• Exercise description
Your task is to repeat all of the data exactly while excluding the pictures.

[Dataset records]
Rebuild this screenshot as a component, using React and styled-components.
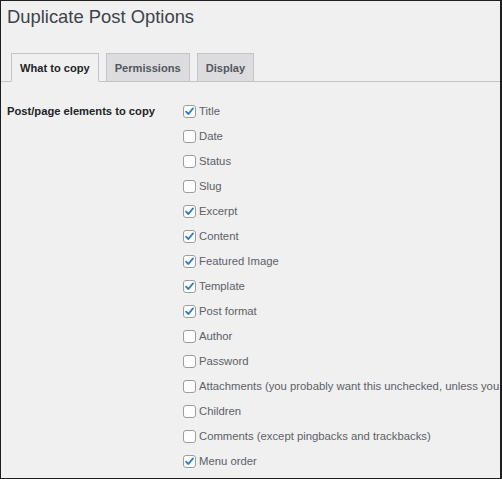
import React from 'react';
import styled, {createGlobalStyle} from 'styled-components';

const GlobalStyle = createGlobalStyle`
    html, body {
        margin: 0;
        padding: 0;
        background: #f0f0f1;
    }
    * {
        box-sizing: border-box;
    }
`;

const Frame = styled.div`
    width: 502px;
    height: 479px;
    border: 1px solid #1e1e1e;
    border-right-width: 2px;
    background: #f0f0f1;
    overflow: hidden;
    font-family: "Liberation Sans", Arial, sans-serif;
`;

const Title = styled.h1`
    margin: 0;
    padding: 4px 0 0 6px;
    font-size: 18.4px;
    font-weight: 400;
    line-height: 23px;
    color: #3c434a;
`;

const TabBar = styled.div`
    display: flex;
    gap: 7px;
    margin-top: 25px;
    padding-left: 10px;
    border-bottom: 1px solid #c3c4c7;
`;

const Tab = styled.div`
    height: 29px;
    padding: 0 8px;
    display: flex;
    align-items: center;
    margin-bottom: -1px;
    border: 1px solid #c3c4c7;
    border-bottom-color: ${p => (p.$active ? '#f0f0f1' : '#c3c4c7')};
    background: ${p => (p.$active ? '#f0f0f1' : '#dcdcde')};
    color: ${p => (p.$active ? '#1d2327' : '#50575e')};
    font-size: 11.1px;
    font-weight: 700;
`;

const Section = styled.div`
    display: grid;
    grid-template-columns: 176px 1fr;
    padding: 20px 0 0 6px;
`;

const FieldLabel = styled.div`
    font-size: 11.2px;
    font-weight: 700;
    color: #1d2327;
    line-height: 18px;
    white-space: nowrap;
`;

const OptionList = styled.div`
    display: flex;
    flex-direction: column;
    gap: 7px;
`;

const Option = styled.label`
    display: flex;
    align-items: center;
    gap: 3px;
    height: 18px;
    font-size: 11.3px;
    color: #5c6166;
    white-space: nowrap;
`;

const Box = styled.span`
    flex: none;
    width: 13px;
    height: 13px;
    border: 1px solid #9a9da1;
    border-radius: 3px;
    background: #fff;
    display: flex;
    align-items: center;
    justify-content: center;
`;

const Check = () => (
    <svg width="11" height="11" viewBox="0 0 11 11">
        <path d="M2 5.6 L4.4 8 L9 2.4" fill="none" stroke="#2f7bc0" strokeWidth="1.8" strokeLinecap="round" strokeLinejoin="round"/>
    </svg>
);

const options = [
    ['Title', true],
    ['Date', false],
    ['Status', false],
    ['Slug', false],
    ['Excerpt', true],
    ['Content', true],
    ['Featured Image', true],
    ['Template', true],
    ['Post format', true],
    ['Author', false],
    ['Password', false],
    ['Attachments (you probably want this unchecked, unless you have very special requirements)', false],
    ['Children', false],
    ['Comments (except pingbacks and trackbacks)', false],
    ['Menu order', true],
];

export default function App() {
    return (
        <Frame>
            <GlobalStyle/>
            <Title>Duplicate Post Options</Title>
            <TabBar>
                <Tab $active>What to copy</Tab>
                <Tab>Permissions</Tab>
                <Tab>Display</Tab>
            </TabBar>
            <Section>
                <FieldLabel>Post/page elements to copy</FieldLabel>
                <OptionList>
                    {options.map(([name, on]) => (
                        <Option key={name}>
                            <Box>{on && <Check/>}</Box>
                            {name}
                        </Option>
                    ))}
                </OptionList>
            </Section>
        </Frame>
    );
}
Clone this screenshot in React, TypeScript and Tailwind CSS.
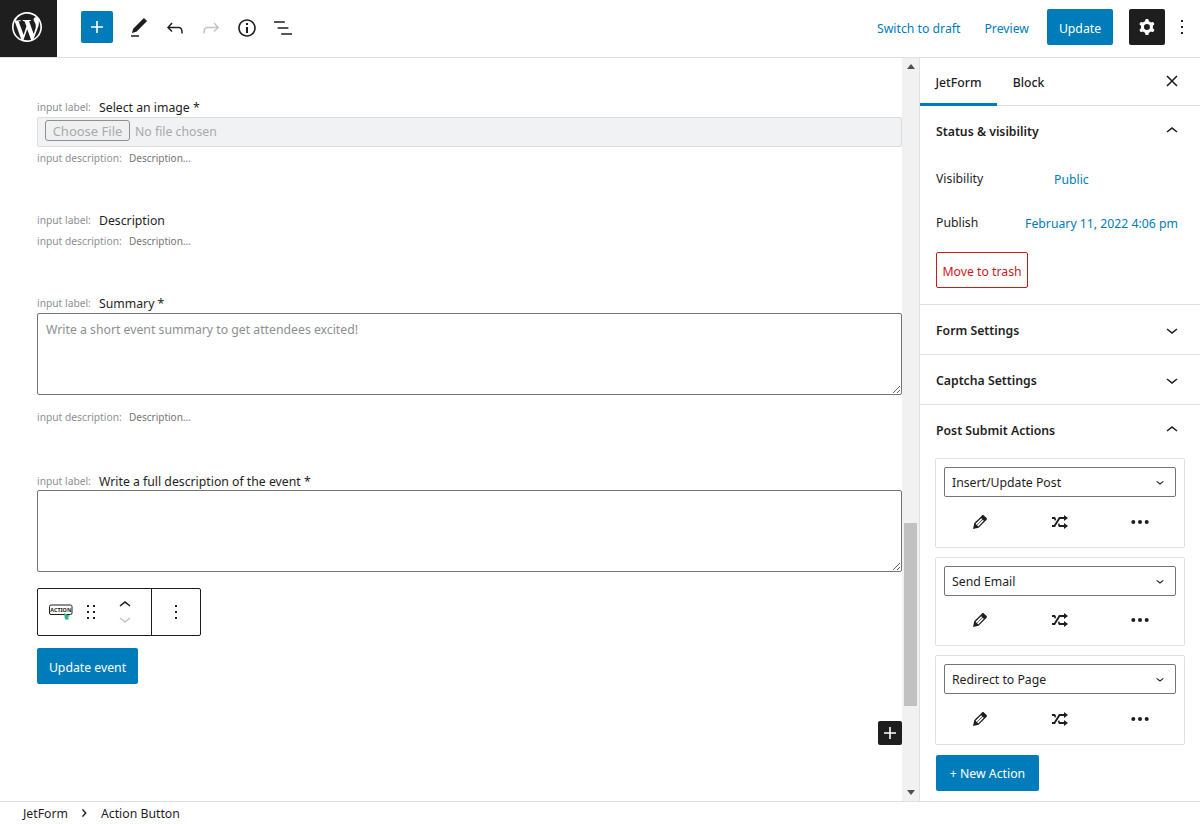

• The response
Rebuild this screenshot as a component, using React and styled-components.
import React from 'react';
import styled, {createGlobalStyle} from 'styled-components';

const GlobalStyle = createGlobalStyle`
    html, body {
        margin: 0;
        padding: 0;
        background: #f0f0f1;
    }
    * {
        box-sizing: border-box;
    }
`;

const Frame = styled.div`
    width: 502px;
    height: 479px;
    border: 1px solid #1e1e1e;
    border-right-width: 2px;
    background: #f0f0f1;
    overflow: hidden;
    font-family: "Liberation Sans", Arial, sans-serif;
`;

const Title = styled.h1`
    margin: 0;
    padding: 4px 0 0 6px;
    font-size: 18.4px;
    font-weight: 400;
    line-height: 23px;
    color: #3c434a;
`;

const TabBar = styled.div`
    display: flex;
    gap: 7px;
    margin-top: 25px;
    padding-left: 10px;
    border-bottom: 1px solid #c3c4c7;
`;

const Tab = styled.div`
    height: 29px;
    padding: 0 8px;
    display: flex;
    align-items: center;
    margin-bottom: -1px;
    border: 1px solid #c3c4c7;
    border-bottom-color: ${p => (p.$active ? '#f0f0f1' : '#c3c4c7')};
    background: ${p => (p.$active ? '#f0f0f1' : '#dcdcde')};
    color: ${p => (p.$active ? '#1d2327' : '#50575e')};
    font-size: 11.1px;
    font-weight: 700;
`;

const Section = styled.div`
    display: grid;
    grid-template-columns: 176px 1fr;
    padding: 20px 0 0 6px;
`;

const FieldLabel = styled.div`
    font-size: 11.2px;
    font-weight: 700;
    color: #1d2327;
    line-height: 18px;
    white-space: nowrap;
`;

const OptionList = styled.div`
    display: flex;
    flex-direction: column;
    gap: 7px;
`;

const Option = styled.label`
    display: flex;
    align-items: center;
    gap: 3px;
    height: 18px;
    font-size: 11.3px;
    color: #5c6166;
    white-space: nowrap;
`;

const Box = styled.span`
    flex: none;
    width: 13px;
    height: 13px;
    border: 1px solid #9a9da1;
    border-radius: 3px;
    background: #fff;
    display: flex;
    align-items: center;
    justify-content: center;
`;

const Check = () => (
    <svg width="11" height="11" viewBox="0 0 11 11">
        <path d="M2 5.6 L4.4 8 L9 2.4" fill="none" stroke="#2f7bc0" strokeWidth="1.8" strokeLinecap="round" strokeLinejoin="round"/>
    </svg>
);

const options = [
    ['Title', true],
    ['Date', false],
    ['Status', false],
    ['Slug', false],
    ['Excerpt', true],
    ['Content', true],
    ['Featured Image', true],
    ['Template', true],
    ['Post format', true],
    ['Author', false],
    ['Password', false],
    ['Attachments (you probably want this unchecked, unless you have very special requirements)', false],
    ['Children', false],
    ['Comments (except pingbacks and trackbacks)', false],
    ['Menu order', true],
];

export default function App() {
    return (
        <Frame>
            <GlobalStyle/>
            <Title>Duplicate Post Options</Title>
            <TabBar>
                <Tab $active>What to copy</Tab>
                <Tab>Permissions</Tab>
                <Tab>Display</Tab>
            </TabBar>
            <Section>
                <FieldLabel>Post/page elements to copy</FieldLabel>
                <OptionList>
                    {options.map(([name, on]) => (
                        <Option key={name}>
                            <Box>{on && <Check/>}</Box>
                            {name}
                        </Option>
                    ))}
                </OptionList>
            </Section>
        </Frame>
    );
}
Clone this screenshot in React, TypeScript and Tailwind CSS.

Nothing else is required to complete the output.